-- start Listing --

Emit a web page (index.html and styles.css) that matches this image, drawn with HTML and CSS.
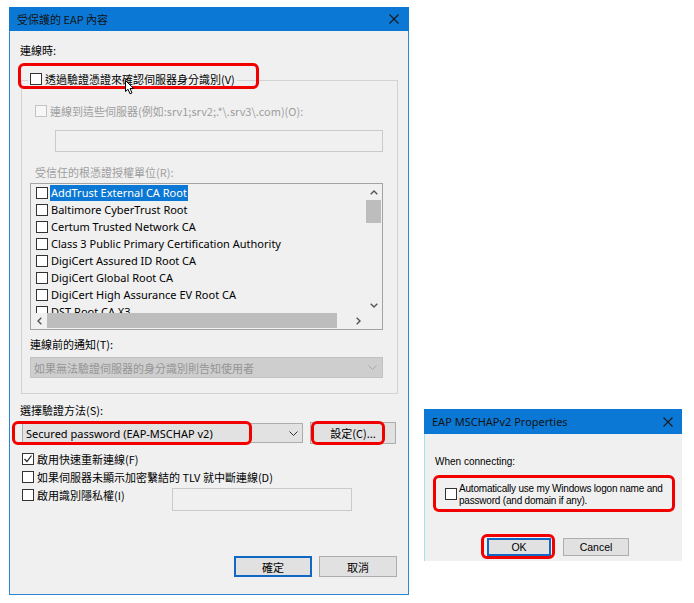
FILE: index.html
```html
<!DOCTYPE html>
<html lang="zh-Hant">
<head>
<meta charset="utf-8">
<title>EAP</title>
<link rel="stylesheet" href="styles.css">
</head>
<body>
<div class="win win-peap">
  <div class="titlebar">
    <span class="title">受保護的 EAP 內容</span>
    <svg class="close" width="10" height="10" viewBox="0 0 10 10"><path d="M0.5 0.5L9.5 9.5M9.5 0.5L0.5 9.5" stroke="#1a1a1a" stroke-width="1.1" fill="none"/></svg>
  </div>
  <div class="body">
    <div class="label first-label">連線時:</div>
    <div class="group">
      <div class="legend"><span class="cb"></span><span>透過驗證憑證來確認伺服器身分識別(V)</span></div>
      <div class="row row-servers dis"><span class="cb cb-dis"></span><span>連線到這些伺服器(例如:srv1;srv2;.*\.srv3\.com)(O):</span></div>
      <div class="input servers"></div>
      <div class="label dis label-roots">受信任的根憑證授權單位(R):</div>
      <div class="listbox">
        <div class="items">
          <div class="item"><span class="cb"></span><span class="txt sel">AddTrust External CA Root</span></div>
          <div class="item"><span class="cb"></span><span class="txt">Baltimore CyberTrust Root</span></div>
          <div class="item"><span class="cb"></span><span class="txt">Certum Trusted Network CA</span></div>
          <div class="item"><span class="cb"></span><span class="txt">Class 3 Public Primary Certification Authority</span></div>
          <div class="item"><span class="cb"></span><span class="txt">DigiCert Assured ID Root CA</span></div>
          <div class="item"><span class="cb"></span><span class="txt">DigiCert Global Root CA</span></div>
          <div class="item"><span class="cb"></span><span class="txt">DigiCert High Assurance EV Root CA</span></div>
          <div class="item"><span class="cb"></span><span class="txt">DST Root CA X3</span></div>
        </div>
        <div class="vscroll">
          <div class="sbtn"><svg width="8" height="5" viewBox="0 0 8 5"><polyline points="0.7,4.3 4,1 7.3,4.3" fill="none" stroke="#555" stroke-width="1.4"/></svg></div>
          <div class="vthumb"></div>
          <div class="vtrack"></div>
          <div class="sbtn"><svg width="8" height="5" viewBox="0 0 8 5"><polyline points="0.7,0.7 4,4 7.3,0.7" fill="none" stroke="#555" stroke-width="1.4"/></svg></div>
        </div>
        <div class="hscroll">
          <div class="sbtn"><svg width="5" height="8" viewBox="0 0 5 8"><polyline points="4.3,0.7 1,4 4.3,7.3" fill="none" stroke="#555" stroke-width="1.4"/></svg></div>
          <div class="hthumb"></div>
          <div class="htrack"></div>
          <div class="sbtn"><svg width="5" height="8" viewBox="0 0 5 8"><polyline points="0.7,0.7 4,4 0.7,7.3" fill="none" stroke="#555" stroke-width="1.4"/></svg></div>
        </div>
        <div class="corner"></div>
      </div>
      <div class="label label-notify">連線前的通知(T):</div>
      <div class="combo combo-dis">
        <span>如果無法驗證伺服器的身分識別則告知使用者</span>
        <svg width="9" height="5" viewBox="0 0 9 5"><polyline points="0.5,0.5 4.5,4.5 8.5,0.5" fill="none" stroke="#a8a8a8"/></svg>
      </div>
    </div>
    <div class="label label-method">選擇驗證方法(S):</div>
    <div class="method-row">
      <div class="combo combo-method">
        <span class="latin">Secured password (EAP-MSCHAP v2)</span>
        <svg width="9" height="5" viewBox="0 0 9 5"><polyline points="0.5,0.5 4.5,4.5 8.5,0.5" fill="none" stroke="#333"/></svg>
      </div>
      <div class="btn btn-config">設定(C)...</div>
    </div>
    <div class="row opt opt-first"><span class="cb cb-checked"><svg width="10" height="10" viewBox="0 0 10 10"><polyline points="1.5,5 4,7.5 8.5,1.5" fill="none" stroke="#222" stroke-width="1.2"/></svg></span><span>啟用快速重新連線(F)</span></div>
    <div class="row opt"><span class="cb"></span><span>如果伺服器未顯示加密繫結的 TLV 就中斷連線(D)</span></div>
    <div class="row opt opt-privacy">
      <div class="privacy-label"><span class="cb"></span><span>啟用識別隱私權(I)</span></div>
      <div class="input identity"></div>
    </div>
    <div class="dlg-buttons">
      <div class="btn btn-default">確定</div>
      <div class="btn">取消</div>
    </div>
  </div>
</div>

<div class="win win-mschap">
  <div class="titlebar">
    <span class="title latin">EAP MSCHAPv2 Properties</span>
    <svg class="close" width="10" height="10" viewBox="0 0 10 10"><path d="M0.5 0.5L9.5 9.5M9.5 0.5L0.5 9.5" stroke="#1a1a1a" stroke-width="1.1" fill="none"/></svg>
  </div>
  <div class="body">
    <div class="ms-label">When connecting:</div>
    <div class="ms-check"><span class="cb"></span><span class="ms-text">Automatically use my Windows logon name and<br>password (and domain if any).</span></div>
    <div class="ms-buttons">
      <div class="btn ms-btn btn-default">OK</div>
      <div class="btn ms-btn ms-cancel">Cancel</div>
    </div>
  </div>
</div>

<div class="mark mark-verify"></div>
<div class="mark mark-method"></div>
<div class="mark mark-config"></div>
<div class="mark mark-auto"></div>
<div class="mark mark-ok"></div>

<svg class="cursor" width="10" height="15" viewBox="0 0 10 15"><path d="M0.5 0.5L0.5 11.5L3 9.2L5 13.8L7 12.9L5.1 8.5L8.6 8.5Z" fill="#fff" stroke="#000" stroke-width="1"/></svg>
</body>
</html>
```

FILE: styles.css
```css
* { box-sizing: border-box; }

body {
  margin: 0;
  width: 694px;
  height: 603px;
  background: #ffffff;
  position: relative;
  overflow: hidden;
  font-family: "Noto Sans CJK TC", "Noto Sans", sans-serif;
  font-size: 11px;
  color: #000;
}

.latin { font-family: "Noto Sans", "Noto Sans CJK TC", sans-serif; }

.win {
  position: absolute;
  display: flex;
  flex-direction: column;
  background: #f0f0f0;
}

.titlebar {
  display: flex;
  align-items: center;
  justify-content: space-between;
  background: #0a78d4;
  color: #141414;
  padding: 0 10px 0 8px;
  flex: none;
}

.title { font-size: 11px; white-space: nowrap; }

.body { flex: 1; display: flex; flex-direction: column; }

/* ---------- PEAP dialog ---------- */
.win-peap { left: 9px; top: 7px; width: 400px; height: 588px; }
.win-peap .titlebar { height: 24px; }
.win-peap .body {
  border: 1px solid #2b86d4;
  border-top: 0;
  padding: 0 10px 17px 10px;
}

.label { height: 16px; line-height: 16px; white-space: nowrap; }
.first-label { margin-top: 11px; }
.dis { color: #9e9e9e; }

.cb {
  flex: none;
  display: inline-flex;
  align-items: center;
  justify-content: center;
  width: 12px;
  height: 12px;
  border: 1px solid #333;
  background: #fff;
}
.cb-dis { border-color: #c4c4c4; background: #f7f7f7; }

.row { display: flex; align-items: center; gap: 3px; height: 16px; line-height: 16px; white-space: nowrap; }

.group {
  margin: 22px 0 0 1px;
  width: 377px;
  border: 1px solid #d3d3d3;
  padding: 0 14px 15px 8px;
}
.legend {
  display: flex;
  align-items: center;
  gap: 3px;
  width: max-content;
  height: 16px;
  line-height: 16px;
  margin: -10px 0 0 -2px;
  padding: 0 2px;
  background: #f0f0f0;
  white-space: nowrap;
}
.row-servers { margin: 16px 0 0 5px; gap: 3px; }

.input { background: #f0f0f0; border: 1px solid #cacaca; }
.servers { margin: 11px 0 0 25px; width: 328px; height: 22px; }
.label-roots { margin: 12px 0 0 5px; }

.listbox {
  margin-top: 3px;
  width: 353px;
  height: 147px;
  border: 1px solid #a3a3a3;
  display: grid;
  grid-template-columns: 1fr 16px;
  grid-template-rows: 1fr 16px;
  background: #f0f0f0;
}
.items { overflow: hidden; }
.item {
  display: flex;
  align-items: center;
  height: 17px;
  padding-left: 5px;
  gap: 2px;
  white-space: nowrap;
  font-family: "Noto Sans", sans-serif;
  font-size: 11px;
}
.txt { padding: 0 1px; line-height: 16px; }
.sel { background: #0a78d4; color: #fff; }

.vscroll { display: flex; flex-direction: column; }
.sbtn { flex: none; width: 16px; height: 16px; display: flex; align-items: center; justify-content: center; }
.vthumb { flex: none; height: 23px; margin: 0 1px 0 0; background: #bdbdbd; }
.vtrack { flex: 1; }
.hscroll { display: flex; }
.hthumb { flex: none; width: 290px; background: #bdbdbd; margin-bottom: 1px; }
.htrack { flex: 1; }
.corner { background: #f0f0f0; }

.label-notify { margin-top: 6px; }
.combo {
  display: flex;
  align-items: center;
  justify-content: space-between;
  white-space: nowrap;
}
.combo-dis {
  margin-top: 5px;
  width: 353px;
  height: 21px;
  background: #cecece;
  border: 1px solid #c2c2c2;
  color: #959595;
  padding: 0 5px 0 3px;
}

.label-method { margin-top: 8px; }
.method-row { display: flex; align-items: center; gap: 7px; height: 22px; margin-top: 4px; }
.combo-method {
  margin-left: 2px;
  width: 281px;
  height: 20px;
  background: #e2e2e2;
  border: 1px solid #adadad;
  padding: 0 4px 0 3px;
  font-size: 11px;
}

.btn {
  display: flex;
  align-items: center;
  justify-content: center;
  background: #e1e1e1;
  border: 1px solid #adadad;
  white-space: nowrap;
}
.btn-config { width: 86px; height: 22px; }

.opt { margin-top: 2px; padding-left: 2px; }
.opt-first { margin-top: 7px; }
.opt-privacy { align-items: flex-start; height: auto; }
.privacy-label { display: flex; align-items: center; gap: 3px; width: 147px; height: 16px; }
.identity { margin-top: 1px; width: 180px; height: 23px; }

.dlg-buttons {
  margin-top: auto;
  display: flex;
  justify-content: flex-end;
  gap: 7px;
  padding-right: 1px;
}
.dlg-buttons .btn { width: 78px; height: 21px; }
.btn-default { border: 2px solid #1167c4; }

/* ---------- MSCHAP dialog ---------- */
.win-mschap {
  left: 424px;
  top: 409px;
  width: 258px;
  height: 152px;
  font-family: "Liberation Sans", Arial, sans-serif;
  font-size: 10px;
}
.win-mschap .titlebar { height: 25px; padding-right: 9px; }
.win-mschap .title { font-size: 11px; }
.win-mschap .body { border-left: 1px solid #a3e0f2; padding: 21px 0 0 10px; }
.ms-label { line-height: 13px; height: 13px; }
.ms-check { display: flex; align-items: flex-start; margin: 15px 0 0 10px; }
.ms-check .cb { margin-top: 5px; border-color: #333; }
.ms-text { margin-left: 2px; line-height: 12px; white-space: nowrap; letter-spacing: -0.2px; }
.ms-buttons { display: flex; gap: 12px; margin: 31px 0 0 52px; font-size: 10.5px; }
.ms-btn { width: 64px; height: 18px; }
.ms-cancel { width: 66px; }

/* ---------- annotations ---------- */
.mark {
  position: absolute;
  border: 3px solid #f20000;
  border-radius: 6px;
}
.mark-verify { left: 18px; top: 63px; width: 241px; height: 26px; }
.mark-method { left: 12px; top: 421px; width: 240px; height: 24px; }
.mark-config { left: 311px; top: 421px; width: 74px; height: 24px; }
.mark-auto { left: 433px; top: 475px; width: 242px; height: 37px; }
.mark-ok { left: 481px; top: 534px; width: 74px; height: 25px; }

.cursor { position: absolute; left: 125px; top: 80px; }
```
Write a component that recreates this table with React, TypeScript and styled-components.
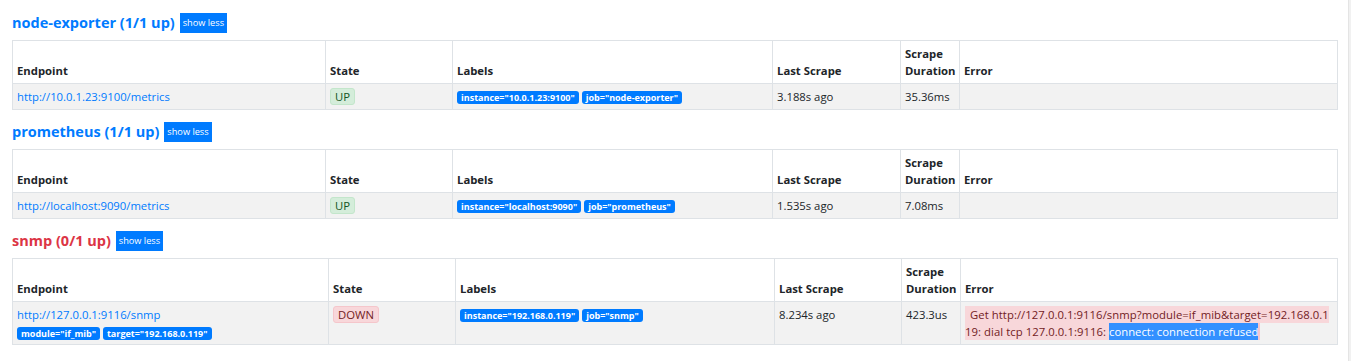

-- end Listing --

Aim of the exercise — Give only the number of lines in the material above that include the word "with".

Answer to this exercise — 2